* begin *

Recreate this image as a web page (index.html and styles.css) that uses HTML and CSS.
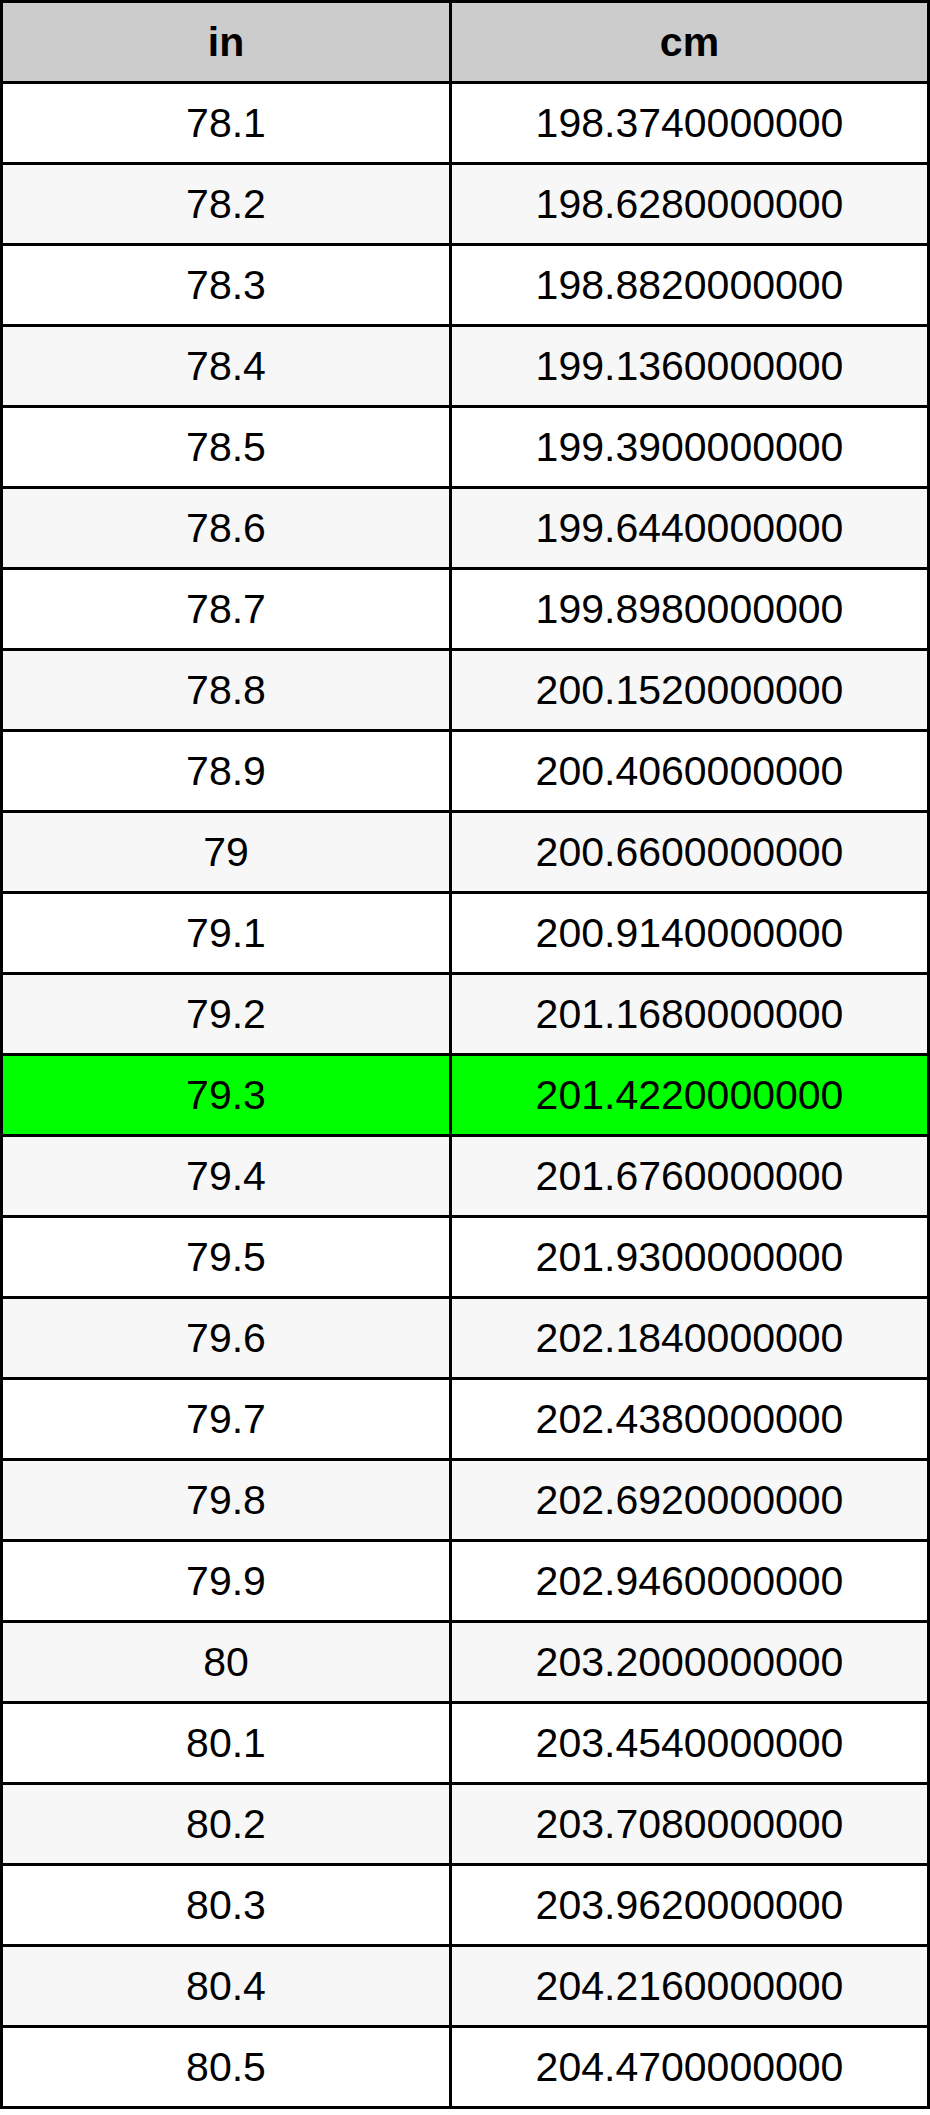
FILE: index.html
```html
<!DOCTYPE html>
<html>
<head>
<meta charset="utf-8">
<link rel="stylesheet" href="styles.css">
</head>
<body>
<table class="conv">
<thead>
<tr><th class="c-in">in</th><th class="c-cm">cm</th></tr>
</thead>
<tbody>
<tr><td>78.1</td><td>198.3740000000</td></tr>
<tr class="alt"><td>78.2</td><td>198.6280000000</td></tr>
<tr><td>78.3</td><td>198.8820000000</td></tr>
<tr class="alt"><td>78.4</td><td>199.1360000000</td></tr>
<tr><td>78.5</td><td>199.3900000000</td></tr>
<tr class="alt"><td>78.6</td><td>199.6440000000</td></tr>
<tr><td>78.7</td><td>199.8980000000</td></tr>
<tr class="alt"><td>78.8</td><td>200.1520000000</td></tr>
<tr><td>78.9</td><td>200.4060000000</td></tr>
<tr class="alt"><td>79</td><td>200.6600000000</td></tr>
<tr><td>79.1</td><td>200.9140000000</td></tr>
<tr class="alt"><td>79.2</td><td>201.1680000000</td></tr>
<tr class="hl"><td>79.3</td><td>201.4220000000</td></tr>
<tr class="alt"><td>79.4</td><td>201.6760000000</td></tr>
<tr><td>79.5</td><td>201.9300000000</td></tr>
<tr class="alt"><td>79.6</td><td>202.1840000000</td></tr>
<tr><td>79.7</td><td>202.4380000000</td></tr>
<tr class="alt"><td>79.8</td><td>202.6920000000</td></tr>
<tr><td>79.9</td><td>202.9460000000</td></tr>
<tr class="alt"><td>80</td><td>203.2000000000</td></tr>
<tr><td>80.1</td><td>203.4540000000</td></tr>
<tr class="alt"><td>80.2</td><td>203.7080000000</td></tr>
<tr><td>80.3</td><td>203.9620000000</td></tr>
<tr class="alt"><td>80.4</td><td>204.2160000000</td></tr>
<tr><td>80.5</td><td>204.4700000000</td></tr>
</tbody>
</table>
</body>
</html>
```

FILE: styles.css
```css
html, body {
  margin: 0;
  padding: 0;
  background: #ffffff;
}
.conv {
  width: 930px;
  border-collapse: separate;
  border-spacing: 0;
  border-top: 3px solid #000;
  border-left: 3px solid #000;
  table-layout: fixed;
  font-family: "Liberation Sans", Arial, sans-serif;
  font-size: 41px;
  color: #000;
}
.conv th,
.conv td {
  border-right: 3px solid #000;
  border-bottom: 3px solid #000;
  padding: 0;
  height: 78px;
  text-align: center;
  vertical-align: middle;
  line-height: 1;
  background: #ffffff;
}
.conv th {
  background: #cccccc;
  font-weight: bold;
}
.conv .c-in {
  width: 446px;
}
.conv tr.alt td {
  background: #f7f7f7;
}
.conv tr.hl td {
  background: #00ff00;
}
```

* end *

● Set problem
Pictures in the data above should not be copied; transcribe everything else exactly.

● Solution to this exercise
Recreate this image as a web page (index.html and styles.css) that uses HTML and CSS.
FILE: index.html
```html
<!DOCTYPE html>
<html>
<head>
<meta charset="utf-8">
<link rel="stylesheet" href="styles.css">
</head>
<body>
<table class="conv">
<thead>
<tr><th class="c-in">in</th><th class="c-cm">cm</th></tr>
</thead>
<tbody>
<tr><td>78.1</td><td>198.3740000000</td></tr>
<tr class="alt"><td>78.2</td><td>198.6280000000</td></tr>
<tr><td>78.3</td><td>198.8820000000</td></tr>
<tr class="alt"><td>78.4</td><td>199.1360000000</td></tr>
<tr><td>78.5</td><td>199.3900000000</td></tr>
<tr class="alt"><td>78.6</td><td>199.6440000000</td></tr>
<tr><td>78.7</td><td>199.8980000000</td></tr>
<tr class="alt"><td>78.8</td><td>200.1520000000</td></tr>
<tr><td>78.9</td><td>200.4060000000</td></tr>
<tr class="alt"><td>79</td><td>200.6600000000</td></tr>
<tr><td>79.1</td><td>200.9140000000</td></tr>
<tr class="alt"><td>79.2</td><td>201.1680000000</td></tr>
<tr class="hl"><td>79.3</td><td>201.4220000000</td></tr>
<tr class="alt"><td>79.4</td><td>201.6760000000</td></tr>
<tr><td>79.5</td><td>201.9300000000</td></tr>
<tr class="alt"><td>79.6</td><td>202.1840000000</td></tr>
<tr><td>79.7</td><td>202.4380000000</td></tr>
<tr class="alt"><td>79.8</td><td>202.6920000000</td></tr>
<tr><td>79.9</td><td>202.9460000000</td></tr>
<tr class="alt"><td>80</td><td>203.2000000000</td></tr>
<tr><td>80.1</td><td>203.4540000000</td></tr>
<tr class="alt"><td>80.2</td><td>203.7080000000</td></tr>
<tr><td>80.3</td><td>203.9620000000</td></tr>
<tr class="alt"><td>80.4</td><td>204.2160000000</td></tr>
<tr><td>80.5</td><td>204.4700000000</td></tr>
</tbody>
</table>
</body>
</html>
```

FILE: styles.css
```css
html, body {
  margin: 0;
  padding: 0;
  background: #ffffff;
}
.conv {
  width: 930px;
  border-collapse: separate;
  border-spacing: 0;
  border-top: 3px solid #000;
  border-left: 3px solid #000;
  table-layout: fixed;
  font-family: "Liberation Sans", Arial, sans-serif;
  font-size: 41px;
  color: #000;
}
.conv th,
.conv td {
  border-right: 3px solid #000;
  border-bottom: 3px solid #000;
  padding: 0;
  height: 78px;
  text-align: center;
  vertical-align: middle;
  line-height: 1;
  background: #ffffff;
}
.conv th {
  background: #cccccc;
  font-weight: bold;
}
.conv .c-in {
  width: 446px;
}
.conv tr.alt td {
  background: #f7f7f7;
}
.conv tr.hl td {
  background: #00ff00;
}
```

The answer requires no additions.